STATED TASK » Locate each line of the material that contains "Tailwind", then return it.

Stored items
• • •

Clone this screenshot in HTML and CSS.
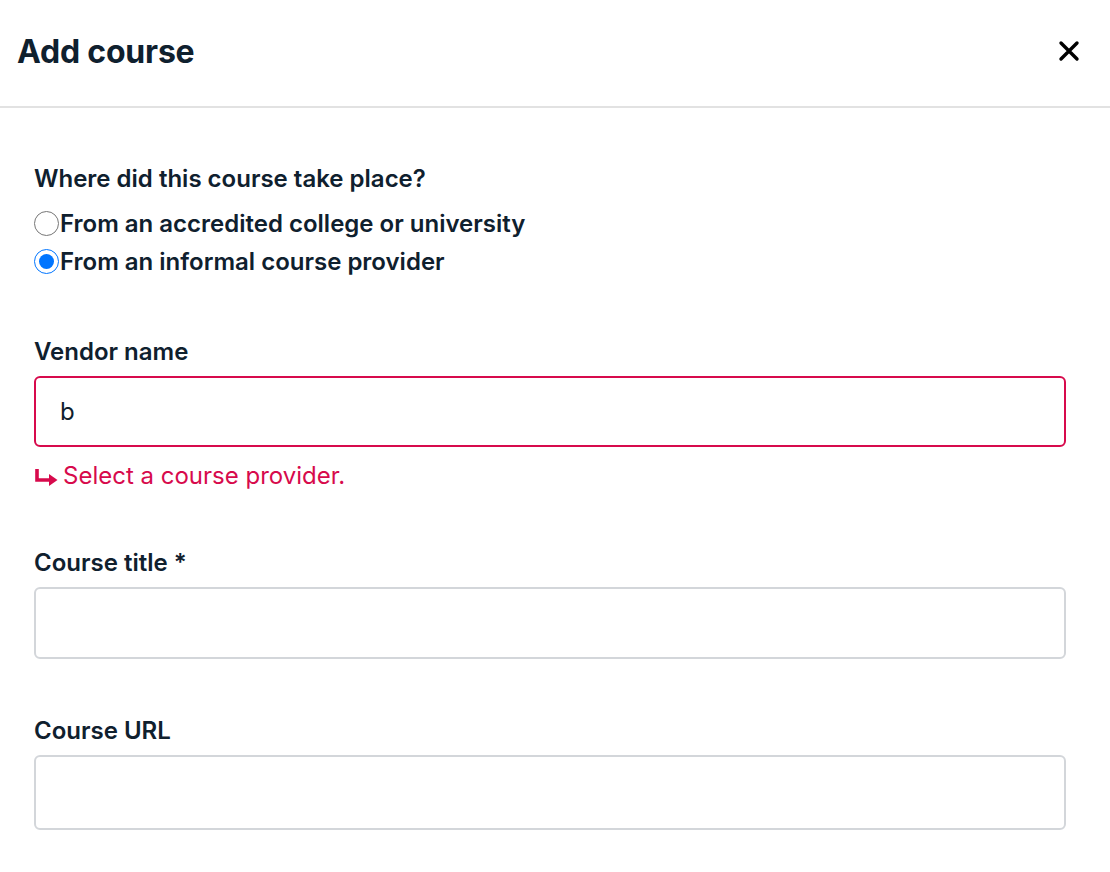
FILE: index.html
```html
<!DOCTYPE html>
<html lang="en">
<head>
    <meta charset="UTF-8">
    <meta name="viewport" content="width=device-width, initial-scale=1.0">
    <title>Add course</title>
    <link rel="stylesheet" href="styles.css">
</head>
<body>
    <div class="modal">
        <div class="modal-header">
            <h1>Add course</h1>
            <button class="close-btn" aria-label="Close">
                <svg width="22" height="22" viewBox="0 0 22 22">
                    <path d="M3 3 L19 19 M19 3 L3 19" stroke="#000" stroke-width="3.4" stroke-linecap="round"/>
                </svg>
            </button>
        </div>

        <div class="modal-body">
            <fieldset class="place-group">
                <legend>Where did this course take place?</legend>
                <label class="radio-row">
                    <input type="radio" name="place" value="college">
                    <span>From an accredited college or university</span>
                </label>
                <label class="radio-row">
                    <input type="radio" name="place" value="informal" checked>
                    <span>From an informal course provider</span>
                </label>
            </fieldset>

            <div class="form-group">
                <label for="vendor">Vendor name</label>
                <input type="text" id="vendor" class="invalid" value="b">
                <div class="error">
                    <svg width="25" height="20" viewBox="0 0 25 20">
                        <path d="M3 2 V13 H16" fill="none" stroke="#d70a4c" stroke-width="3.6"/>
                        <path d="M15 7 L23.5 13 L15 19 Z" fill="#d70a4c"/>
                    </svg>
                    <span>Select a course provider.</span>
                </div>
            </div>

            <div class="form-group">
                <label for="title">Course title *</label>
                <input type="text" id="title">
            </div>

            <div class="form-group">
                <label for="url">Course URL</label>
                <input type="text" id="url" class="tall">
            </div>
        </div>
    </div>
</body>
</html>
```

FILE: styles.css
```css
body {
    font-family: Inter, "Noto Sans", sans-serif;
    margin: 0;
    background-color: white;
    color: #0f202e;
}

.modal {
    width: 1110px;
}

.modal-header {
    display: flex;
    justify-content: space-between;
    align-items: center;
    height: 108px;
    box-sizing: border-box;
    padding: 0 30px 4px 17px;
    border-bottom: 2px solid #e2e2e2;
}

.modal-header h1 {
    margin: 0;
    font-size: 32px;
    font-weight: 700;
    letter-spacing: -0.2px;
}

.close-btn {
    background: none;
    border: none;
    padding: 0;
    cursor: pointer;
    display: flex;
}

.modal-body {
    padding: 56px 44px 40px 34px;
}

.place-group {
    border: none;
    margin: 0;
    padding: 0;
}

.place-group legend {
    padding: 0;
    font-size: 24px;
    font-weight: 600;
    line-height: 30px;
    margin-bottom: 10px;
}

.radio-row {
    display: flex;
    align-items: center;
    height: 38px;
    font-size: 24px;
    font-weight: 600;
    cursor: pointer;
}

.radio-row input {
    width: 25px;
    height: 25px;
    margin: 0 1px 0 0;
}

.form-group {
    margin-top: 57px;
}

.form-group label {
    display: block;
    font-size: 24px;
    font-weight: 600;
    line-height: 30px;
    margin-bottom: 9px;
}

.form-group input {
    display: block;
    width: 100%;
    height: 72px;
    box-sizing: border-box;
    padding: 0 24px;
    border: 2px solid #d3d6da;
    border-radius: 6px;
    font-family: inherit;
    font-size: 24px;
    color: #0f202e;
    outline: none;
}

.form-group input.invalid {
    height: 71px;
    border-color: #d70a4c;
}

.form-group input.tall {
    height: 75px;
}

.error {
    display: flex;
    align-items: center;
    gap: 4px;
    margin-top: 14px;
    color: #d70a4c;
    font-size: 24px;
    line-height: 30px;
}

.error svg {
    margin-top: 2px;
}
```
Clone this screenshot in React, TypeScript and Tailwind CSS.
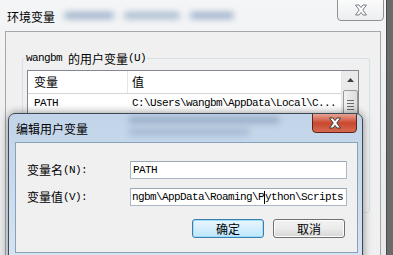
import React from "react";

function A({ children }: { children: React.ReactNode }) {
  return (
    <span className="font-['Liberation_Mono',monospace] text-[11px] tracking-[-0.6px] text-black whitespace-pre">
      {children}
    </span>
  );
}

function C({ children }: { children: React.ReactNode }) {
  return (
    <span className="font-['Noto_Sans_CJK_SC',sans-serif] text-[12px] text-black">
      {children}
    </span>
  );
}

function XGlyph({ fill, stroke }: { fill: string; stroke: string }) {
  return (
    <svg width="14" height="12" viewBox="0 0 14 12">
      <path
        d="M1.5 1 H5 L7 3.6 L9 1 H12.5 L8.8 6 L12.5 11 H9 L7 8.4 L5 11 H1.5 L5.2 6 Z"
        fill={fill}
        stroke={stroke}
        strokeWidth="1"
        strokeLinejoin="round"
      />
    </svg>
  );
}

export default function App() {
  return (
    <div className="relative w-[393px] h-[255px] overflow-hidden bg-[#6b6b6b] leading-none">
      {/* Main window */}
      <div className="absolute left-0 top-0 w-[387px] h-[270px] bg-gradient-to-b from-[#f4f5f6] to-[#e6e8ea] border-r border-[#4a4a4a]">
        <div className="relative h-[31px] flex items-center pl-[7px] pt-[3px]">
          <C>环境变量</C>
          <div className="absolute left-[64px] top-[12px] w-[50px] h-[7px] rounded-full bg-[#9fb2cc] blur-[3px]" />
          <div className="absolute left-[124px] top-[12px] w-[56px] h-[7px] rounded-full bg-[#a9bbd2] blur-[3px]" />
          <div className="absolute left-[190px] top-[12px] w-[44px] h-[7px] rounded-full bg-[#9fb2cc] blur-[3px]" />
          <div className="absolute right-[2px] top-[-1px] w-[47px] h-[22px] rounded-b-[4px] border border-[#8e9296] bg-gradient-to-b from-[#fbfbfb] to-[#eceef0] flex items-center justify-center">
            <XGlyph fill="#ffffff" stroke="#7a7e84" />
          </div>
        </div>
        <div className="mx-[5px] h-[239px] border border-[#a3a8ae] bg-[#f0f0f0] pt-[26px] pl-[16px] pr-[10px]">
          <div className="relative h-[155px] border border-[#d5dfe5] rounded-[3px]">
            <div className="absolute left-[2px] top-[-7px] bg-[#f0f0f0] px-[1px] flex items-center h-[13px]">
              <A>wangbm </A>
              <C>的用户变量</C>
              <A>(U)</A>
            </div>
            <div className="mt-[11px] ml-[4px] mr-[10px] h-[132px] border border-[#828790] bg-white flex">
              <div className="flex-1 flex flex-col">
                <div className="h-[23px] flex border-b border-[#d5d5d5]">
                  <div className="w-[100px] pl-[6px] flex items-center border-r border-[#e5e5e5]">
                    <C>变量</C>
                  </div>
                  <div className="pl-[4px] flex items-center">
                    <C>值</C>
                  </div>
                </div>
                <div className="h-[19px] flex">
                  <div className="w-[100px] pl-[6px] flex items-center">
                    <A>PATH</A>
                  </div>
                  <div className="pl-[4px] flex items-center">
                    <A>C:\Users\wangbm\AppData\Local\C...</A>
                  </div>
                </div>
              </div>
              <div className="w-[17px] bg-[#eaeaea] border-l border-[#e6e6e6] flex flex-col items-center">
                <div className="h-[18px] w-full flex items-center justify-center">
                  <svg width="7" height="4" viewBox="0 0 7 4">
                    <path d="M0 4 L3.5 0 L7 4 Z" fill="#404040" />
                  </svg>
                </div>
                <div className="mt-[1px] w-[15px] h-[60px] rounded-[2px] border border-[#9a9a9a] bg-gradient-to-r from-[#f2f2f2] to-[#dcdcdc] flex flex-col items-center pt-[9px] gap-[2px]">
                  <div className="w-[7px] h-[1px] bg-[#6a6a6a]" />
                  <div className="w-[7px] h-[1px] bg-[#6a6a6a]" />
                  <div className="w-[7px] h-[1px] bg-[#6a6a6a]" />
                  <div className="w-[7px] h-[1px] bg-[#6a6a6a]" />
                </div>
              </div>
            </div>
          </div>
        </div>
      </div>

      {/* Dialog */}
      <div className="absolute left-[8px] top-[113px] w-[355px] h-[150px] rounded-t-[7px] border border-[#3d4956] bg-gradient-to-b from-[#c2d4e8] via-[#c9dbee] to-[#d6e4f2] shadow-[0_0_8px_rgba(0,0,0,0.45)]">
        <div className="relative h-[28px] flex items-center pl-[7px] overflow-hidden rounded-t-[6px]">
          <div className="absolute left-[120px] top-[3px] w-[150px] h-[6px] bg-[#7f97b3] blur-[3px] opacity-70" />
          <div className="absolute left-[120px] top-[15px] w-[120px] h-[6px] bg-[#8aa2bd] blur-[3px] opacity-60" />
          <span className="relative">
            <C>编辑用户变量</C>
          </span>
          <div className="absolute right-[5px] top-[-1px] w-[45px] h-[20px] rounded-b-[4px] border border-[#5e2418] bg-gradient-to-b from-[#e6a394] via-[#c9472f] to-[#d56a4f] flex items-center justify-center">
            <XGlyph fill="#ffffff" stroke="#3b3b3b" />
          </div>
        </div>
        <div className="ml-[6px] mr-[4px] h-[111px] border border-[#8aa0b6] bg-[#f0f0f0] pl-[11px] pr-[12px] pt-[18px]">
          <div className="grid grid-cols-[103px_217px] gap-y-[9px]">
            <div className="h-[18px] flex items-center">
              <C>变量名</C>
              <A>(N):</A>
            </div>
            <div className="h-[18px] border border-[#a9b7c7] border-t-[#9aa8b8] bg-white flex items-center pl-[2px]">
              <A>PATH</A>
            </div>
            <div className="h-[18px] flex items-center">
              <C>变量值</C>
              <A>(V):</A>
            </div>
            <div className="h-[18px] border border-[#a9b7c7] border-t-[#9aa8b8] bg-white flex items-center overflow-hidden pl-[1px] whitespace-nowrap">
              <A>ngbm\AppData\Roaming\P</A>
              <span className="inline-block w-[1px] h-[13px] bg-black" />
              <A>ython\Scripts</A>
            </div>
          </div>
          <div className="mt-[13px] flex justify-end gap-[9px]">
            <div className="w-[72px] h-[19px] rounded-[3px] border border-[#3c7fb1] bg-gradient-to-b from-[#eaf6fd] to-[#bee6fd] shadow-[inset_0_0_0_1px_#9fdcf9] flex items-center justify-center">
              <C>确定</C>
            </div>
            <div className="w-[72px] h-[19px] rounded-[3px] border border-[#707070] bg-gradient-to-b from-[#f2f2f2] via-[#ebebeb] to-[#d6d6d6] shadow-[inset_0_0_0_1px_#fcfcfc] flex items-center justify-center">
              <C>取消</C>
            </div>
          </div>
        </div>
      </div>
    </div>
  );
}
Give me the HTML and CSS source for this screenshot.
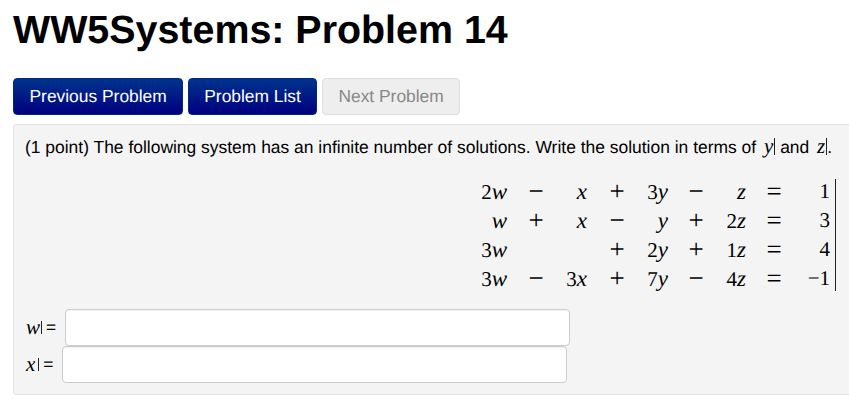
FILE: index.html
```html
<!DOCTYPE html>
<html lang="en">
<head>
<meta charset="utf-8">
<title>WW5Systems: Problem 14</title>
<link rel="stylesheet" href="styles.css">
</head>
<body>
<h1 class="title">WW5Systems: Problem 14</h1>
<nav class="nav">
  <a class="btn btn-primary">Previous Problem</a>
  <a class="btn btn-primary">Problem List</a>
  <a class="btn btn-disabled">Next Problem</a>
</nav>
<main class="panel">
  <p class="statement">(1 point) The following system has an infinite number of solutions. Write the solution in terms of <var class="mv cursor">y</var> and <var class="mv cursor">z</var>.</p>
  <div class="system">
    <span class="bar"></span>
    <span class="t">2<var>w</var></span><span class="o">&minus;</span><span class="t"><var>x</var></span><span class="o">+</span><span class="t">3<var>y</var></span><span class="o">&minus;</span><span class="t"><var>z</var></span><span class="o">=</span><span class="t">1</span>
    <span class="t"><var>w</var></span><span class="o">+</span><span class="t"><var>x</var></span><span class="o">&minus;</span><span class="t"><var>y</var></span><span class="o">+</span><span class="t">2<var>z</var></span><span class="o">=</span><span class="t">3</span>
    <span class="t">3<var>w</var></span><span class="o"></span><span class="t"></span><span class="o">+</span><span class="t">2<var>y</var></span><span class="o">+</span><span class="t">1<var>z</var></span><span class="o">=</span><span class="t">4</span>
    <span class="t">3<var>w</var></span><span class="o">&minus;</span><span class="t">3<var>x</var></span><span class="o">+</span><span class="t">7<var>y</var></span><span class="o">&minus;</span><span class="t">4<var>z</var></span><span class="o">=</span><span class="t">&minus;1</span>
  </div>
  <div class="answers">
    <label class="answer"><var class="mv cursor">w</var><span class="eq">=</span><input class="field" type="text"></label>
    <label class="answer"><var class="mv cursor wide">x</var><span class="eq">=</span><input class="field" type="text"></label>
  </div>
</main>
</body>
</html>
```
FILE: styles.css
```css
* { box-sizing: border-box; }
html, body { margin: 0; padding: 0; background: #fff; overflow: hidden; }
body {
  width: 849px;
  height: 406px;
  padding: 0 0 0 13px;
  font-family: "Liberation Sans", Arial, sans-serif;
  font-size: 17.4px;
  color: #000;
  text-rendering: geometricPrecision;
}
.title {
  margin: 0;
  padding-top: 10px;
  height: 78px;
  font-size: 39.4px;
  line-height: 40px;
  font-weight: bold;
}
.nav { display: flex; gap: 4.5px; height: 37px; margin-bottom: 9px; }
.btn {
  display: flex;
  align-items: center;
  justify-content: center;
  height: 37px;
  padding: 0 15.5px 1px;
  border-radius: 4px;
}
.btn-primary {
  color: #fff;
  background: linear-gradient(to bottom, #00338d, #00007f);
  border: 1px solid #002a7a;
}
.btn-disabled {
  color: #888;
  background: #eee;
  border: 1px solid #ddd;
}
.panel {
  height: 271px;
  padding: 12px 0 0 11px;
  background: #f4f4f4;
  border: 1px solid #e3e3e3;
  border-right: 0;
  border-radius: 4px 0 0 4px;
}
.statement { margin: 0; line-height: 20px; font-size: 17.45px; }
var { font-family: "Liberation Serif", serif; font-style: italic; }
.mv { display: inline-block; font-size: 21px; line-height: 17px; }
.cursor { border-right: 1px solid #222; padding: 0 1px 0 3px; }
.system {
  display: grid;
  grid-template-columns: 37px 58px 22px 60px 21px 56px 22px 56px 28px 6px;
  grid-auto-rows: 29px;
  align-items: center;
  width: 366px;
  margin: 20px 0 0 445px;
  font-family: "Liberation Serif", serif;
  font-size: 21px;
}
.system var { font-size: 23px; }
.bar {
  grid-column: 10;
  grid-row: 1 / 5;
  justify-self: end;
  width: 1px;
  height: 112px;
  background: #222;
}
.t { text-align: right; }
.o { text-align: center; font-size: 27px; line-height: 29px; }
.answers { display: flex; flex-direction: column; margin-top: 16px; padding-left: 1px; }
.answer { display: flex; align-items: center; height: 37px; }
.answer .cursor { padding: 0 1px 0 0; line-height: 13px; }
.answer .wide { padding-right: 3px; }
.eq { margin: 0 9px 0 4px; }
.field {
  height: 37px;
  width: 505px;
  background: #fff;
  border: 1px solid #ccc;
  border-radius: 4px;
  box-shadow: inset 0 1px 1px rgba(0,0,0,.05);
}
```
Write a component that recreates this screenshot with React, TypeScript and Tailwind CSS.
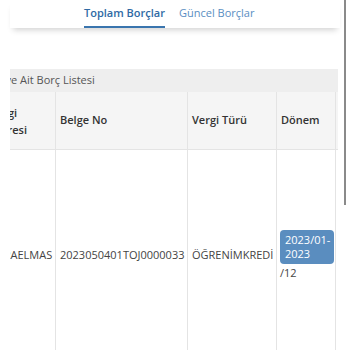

• • •

CORRECT RESULT »
Clone this screenshot in React, TypeScript and Tailwind CSS.
Write a component that recreates this screenshot with React, TypeScript and Tailwind CSS.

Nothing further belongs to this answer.